The paper demonstrates two really interesting things. One, there is a marginal environmental advantage to the wheat bread, but an even bigger boost comes from not toasting it. Apparently, given the relative inefficiency of toasting (which uses electric resistance heating), a major component of the carbon footprint of any given piece of bread is whether you heat it or not. So, what you see above are the extremes: toasted white bread (which is the most energy intensive) and non-toasted wheat bread (which is the least).

By far the most energy-intensive part of the process, for what it's worth, is the actual bread manufacturing part. That's all the stuff that goes into processing flour into bread, most especially the baking process.
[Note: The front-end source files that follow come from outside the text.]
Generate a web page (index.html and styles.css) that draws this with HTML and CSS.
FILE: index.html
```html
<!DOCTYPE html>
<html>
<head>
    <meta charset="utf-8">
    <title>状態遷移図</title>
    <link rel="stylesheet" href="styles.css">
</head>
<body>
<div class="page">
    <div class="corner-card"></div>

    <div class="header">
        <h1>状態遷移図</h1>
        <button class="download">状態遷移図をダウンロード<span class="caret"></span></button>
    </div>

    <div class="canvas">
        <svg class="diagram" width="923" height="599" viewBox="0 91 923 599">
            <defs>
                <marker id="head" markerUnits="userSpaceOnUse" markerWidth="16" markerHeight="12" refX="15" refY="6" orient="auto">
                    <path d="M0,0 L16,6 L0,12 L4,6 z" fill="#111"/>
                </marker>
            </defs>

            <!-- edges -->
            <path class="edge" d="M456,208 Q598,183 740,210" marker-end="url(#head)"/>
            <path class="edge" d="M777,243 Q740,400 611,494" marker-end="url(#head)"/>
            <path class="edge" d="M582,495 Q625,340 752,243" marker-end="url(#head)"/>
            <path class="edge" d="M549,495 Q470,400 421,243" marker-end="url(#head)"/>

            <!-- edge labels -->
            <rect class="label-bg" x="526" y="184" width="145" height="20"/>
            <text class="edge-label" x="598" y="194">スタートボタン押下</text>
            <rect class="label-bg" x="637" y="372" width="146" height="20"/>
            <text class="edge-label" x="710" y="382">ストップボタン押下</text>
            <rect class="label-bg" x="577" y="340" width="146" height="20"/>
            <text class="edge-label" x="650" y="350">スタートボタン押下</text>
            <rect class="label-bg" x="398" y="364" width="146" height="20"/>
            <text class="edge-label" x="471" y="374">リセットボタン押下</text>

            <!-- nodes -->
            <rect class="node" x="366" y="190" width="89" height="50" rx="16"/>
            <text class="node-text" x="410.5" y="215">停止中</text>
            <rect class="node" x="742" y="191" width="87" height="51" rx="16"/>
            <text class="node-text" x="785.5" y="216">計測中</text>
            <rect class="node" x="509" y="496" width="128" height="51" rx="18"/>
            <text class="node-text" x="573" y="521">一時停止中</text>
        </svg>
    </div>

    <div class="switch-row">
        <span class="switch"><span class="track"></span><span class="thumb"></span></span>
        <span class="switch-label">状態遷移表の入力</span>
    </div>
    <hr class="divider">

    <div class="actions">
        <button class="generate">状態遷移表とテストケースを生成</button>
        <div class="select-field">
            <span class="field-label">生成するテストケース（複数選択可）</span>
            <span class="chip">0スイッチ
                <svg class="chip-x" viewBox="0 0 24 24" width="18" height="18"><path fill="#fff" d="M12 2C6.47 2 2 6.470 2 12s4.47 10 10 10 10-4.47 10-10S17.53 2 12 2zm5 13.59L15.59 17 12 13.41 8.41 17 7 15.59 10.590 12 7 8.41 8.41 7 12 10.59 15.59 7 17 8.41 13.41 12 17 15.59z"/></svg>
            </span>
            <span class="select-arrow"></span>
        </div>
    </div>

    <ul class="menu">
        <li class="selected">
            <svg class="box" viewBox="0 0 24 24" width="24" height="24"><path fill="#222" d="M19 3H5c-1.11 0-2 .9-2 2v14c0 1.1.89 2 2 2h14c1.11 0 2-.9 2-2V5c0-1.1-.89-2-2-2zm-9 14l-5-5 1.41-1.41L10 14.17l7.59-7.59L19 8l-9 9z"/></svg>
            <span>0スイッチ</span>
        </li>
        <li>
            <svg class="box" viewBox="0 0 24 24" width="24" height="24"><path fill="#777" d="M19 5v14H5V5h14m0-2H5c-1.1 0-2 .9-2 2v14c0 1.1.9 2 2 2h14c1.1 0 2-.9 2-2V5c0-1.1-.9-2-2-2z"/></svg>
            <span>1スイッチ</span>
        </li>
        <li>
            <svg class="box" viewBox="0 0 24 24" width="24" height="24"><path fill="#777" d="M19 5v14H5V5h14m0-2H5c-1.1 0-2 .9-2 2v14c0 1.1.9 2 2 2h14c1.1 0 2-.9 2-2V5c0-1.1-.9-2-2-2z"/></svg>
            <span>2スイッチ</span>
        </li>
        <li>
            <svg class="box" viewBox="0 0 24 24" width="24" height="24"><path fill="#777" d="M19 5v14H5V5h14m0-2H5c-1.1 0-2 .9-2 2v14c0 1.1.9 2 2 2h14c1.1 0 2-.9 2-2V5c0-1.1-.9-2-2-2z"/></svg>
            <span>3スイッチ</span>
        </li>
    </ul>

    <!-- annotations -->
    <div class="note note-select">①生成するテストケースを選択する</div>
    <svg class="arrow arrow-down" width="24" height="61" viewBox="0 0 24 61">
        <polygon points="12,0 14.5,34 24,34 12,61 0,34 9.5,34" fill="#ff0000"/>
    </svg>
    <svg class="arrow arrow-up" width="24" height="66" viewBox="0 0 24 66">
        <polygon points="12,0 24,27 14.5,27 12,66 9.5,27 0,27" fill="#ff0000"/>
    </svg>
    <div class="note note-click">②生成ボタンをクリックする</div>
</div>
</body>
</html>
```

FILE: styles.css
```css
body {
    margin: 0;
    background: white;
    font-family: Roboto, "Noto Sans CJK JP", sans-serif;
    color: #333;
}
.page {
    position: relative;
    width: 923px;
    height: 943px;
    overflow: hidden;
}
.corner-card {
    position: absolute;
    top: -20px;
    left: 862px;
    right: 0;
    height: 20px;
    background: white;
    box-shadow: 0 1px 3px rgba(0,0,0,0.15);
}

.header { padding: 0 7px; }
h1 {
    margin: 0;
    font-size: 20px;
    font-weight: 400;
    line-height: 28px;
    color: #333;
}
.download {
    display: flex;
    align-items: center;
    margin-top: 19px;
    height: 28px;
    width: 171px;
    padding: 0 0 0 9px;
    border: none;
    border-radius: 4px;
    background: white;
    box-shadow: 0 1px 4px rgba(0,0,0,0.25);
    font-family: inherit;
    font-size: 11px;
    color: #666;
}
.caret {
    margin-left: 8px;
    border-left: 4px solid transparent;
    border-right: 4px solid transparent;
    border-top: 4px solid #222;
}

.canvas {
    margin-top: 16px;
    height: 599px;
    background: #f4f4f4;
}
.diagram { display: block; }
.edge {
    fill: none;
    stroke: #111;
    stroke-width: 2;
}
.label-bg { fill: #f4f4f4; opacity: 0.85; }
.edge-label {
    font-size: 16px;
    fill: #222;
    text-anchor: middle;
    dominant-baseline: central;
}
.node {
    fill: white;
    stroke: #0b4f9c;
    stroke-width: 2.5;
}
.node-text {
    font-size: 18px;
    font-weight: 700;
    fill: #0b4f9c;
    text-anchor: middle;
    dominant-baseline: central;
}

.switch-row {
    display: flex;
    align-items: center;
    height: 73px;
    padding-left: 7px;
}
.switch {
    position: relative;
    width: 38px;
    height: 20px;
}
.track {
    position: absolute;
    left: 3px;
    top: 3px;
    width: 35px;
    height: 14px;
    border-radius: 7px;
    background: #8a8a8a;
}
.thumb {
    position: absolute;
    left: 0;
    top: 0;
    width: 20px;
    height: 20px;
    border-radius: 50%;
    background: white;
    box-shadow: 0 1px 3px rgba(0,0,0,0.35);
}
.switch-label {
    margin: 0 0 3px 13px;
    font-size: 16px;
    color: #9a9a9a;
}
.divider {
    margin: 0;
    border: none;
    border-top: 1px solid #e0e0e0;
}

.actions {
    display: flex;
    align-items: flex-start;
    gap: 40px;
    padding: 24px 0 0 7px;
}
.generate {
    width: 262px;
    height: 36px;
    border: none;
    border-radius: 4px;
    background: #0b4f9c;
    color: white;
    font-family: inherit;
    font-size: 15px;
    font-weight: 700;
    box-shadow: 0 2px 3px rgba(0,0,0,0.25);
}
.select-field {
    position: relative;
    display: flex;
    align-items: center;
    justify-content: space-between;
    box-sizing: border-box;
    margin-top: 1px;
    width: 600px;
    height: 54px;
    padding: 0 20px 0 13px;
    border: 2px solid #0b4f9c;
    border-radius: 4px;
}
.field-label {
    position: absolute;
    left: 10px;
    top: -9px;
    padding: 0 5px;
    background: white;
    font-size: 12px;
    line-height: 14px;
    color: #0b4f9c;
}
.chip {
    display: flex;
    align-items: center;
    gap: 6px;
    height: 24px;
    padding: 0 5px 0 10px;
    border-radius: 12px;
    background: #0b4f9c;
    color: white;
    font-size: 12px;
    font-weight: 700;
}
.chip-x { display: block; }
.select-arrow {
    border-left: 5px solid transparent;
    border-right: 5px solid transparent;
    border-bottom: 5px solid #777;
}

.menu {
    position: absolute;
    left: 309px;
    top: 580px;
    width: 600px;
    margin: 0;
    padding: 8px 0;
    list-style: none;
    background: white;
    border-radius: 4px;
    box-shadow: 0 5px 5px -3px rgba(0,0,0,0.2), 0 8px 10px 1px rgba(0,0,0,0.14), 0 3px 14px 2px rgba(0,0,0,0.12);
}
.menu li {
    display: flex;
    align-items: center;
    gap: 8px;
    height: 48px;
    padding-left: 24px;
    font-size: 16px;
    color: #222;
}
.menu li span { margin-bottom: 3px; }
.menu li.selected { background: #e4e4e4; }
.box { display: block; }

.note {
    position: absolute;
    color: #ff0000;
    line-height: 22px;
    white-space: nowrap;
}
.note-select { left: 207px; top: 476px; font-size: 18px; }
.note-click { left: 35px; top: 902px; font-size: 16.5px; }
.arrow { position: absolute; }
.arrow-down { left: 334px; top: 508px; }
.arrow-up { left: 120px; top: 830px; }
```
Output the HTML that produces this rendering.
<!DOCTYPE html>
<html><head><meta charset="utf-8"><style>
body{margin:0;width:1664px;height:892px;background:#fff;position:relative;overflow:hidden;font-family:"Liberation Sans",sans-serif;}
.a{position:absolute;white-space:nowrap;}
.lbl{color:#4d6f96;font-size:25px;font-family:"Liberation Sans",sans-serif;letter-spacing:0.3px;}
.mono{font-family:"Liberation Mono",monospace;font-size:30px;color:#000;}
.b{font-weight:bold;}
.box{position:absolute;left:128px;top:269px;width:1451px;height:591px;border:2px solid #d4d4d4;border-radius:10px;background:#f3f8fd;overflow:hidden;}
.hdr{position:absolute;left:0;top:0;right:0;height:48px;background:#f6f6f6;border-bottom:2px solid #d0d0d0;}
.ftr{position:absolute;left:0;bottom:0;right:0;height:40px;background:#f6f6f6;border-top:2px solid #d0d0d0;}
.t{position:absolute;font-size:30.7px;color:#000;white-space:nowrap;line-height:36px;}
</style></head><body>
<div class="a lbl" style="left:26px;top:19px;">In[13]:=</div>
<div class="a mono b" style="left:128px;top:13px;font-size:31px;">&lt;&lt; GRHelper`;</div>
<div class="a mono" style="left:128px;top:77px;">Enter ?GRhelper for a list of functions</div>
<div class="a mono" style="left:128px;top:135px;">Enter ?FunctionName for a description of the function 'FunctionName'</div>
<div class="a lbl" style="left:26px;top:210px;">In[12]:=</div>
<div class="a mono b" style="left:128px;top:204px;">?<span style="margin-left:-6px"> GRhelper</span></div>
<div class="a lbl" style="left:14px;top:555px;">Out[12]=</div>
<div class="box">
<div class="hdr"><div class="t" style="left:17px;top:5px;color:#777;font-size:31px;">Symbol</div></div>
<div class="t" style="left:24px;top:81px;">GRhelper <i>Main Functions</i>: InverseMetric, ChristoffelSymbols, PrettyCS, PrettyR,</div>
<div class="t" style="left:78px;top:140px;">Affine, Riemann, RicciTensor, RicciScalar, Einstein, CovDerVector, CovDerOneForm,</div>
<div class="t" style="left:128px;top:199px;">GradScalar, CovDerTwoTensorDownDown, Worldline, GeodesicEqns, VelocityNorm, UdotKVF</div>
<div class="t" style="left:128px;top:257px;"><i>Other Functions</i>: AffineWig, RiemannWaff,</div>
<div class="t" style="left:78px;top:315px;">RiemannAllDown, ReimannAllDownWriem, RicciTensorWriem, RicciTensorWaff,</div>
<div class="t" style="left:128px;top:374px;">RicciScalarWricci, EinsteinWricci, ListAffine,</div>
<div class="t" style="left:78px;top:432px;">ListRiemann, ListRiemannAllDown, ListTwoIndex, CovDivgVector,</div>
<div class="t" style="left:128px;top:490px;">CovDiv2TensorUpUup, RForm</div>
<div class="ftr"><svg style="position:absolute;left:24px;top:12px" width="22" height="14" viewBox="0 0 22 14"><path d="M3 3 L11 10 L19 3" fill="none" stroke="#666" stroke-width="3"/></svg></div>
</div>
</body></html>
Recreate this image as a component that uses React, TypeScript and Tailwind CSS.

And that held steady across the white and wheat loaves.

It's worth noting that the researchers did their work for the United Kingdom's retail market. I have partially transposed their efforts, using the U.S. electrical grid's levels of pollution and American agriculture's fertilizer production profile to calculate the outputs you see above.

This was a hard decision to make, but it felt more true to the spirit of the project. And the truth is: American researchers have been less interested in the kinds of everyday analysis that we wanted to show with these graphics.

Finally, here's a quick guide to the outputs in the graphic:

  • CO2 is carbon dioxide, a major greenhouse gas.
  • CH4 is methane, another greenhouse gas.
  • Nitroxen Oxide, also known as NOX, is a pollutant that can cause to acid rain.  
  • SOX is another pollutant that can cause acid raid.
  • CO is carbon monoxide, another air pollutant.
  • Solid waste is trash, basically.